Samuel Edwards (June 21, 1705 - April 14, 1762) was a silversmith, active in Boston in the Thirteen Colonies.

Edwards was the son of silversmith John Edwards (1671-1746); his older brother Thomas Edwards was also a silversmith. He married Sarah Smith on August 23, 1733, and was appointed Assessor in 1760. He created pieces for a number of local congregations and received commissions from the General Assembly for presentation pieces, as well as selling silver to individuals. His obituary in the Boston Gazette, April 19, 1762, records that he "... died here after a few Days Illness of a violent Fever, in the 57th Year of his Age, Mr.
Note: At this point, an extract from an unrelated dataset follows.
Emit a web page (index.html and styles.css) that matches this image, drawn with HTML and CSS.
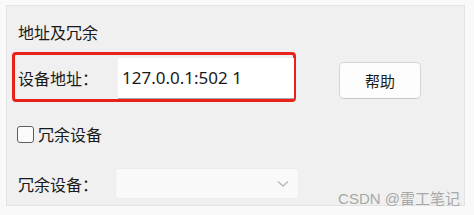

Samuel Edwards, goldsmith, who, for several Years has been one of the Assesors of the Town; and esteemed as a Man of Integrity, exact and faithful in all his Transactions; His Death is Lamented as a publick Loss." He bequeathed to his nephew, silversmith Joseph Edwards Jr., "a thimble stamp and a swage for tea and large spoons." On June 17, 1765, "Joseph Edwards of Cornhill" advertised in the Boston Gazette the sale of some of the late Samuel Edwards' possessions, including "Gold Beads, a pair Gold Buckles, Gold Buttons, with many other Articles of Gold and Silver, too many to be enumerated."

Edwards' work is collected in the Museum of Fine Arts, Boston, Currier Museum of Art, Art Institute of Chicago, Historic Deerfield, and Metropolitan Museum of Art.